--- START Available data ---

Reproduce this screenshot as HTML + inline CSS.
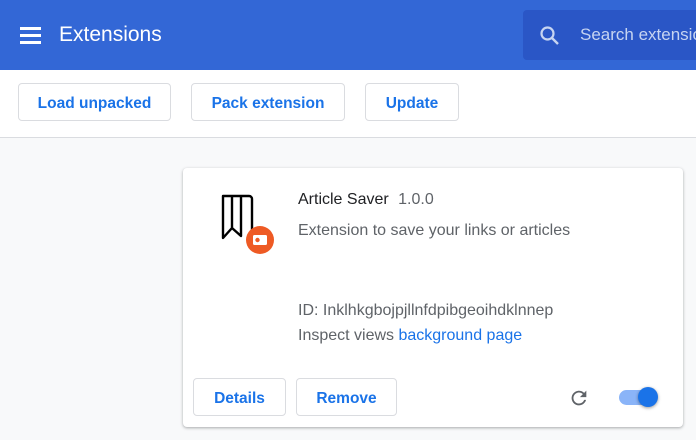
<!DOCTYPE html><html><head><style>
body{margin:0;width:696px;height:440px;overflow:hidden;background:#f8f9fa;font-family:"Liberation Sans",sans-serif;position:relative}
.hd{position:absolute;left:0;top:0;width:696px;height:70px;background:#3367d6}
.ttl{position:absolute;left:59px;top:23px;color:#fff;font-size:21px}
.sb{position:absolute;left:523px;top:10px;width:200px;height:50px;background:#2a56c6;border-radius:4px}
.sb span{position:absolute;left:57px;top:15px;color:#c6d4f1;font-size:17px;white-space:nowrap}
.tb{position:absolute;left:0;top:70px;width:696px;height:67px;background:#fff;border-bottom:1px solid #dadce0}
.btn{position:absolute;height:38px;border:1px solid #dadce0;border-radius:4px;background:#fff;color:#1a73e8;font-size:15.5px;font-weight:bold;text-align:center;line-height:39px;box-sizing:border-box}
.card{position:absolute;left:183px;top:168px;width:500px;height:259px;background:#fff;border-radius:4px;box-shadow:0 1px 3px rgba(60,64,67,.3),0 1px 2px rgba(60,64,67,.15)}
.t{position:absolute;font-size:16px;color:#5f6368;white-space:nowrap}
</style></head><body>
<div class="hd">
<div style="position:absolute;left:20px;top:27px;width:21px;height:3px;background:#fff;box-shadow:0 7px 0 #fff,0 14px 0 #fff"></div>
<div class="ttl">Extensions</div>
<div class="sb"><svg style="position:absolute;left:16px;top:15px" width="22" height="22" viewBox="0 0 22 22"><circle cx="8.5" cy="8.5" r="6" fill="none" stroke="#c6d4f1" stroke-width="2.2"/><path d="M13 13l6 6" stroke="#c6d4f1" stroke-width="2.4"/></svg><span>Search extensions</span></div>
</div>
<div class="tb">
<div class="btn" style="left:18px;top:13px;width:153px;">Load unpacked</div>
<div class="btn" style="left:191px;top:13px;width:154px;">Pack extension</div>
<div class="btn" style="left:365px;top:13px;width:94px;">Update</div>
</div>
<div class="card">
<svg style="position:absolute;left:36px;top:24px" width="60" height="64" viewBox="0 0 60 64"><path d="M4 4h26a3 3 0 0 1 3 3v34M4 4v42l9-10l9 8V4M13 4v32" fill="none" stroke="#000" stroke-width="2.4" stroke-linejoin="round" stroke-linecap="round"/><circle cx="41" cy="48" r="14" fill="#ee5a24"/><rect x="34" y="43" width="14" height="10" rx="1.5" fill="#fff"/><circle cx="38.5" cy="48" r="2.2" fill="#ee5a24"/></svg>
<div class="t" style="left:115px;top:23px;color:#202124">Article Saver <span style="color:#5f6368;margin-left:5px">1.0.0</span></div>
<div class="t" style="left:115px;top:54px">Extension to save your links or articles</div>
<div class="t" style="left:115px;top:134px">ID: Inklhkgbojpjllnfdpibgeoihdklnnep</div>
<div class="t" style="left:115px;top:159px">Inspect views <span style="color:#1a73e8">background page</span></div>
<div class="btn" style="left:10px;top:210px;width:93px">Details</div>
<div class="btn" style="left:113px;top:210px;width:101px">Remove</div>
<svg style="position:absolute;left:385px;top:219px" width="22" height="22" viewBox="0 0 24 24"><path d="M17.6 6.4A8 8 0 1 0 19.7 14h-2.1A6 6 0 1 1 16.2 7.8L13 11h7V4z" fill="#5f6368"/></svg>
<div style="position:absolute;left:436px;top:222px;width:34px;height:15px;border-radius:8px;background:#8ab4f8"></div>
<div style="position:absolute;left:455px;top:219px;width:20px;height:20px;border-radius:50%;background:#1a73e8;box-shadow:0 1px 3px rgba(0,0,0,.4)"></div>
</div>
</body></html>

--- END Available data ---

- **Task directions**
Exclude the images and reproduce the remaining data exactly.

- **Finished exercise**
Reproduce this screenshot as HTML + inline CSS.
<!DOCTYPE html><html><head><style>
body{margin:0;width:696px;height:440px;overflow:hidden;background:#f8f9fa;font-family:"Liberation Sans",sans-serif;position:relative}
.hd{position:absolute;left:0;top:0;width:696px;height:70px;background:#3367d6}
.ttl{position:absolute;left:59px;top:23px;color:#fff;font-size:21px}
.sb{position:absolute;left:523px;top:10px;width:200px;height:50px;background:#2a56c6;border-radius:4px}
.sb span{position:absolute;left:57px;top:15px;color:#c6d4f1;font-size:17px;white-space:nowrap}
.tb{position:absolute;left:0;top:70px;width:696px;height:67px;background:#fff;border-bottom:1px solid #dadce0}
.btn{position:absolute;height:38px;border:1px solid #dadce0;border-radius:4px;background:#fff;color:#1a73e8;font-size:15.5px;font-weight:bold;text-align:center;line-height:39px;box-sizing:border-box}
.card{position:absolute;left:183px;top:168px;width:500px;height:259px;background:#fff;border-radius:4px;box-shadow:0 1px 3px rgba(60,64,67,.3),0 1px 2px rgba(60,64,67,.15)}
.t{position:absolute;font-size:16px;color:#5f6368;white-space:nowrap}
</style></head><body>
<div class="hd">
<div style="position:absolute;left:20px;top:27px;width:21px;height:3px;background:#fff;box-shadow:0 7px 0 #fff,0 14px 0 #fff"></div>
<div class="ttl">Extensions</div>
<div class="sb"><svg style="position:absolute;left:16px;top:15px" width="22" height="22" viewBox="0 0 22 22"><circle cx="8.5" cy="8.5" r="6" fill="none" stroke="#c6d4f1" stroke-width="2.2"/><path d="M13 13l6 6" stroke="#c6d4f1" stroke-width="2.4"/></svg><span>Search extensions</span></div>
</div>
<div class="tb">
<div class="btn" style="left:18px;top:13px;width:153px;">Load unpacked</div>
<div class="btn" style="left:191px;top:13px;width:154px;">Pack extension</div>
<div class="btn" style="left:365px;top:13px;width:94px;">Update</div>
</div>
<div class="card">
<svg style="position:absolute;left:36px;top:24px" width="60" height="64" viewBox="0 0 60 64"><path d="M4 4h26a3 3 0 0 1 3 3v34M4 4v42l9-10l9 8V4M13 4v32" fill="none" stroke="#000" stroke-width="2.4" stroke-linejoin="round" stroke-linecap="round"/><circle cx="41" cy="48" r="14" fill="#ee5a24"/><rect x="34" y="43" width="14" height="10" rx="1.5" fill="#fff"/><circle cx="38.5" cy="48" r="2.2" fill="#ee5a24"/></svg>
<div class="t" style="left:115px;top:23px;color:#202124">Article Saver <span style="color:#5f6368;margin-left:5px">1.0.0</span></div>
<div class="t" style="left:115px;top:54px">Extension to save your links or articles</div>
<div class="t" style="left:115px;top:134px">ID: Inklhkgbojpjllnfdpibgeoihdklnnep</div>
<div class="t" style="left:115px;top:159px">Inspect views <span style="color:#1a73e8">background page</span></div>
<div class="btn" style="left:10px;top:210px;width:93px">Details</div>
<div class="btn" style="left:113px;top:210px;width:101px">Remove</div>
<svg style="position:absolute;left:385px;top:219px" width="22" height="22" viewBox="0 0 24 24"><path d="M17.6 6.4A8 8 0 1 0 19.7 14h-2.1A6 6 0 1 1 16.2 7.8L13 11h7V4z" fill="#5f6368"/></svg>
<div style="position:absolute;left:436px;top:222px;width:34px;height:15px;border-radius:8px;background:#8ab4f8"></div>
<div style="position:absolute;left:455px;top:219px;width:20px;height:20px;border-radius:50%;background:#1a73e8;box-shadow:0 1px 3px rgba(0,0,0,.4)"></div>
</div>
</body></html>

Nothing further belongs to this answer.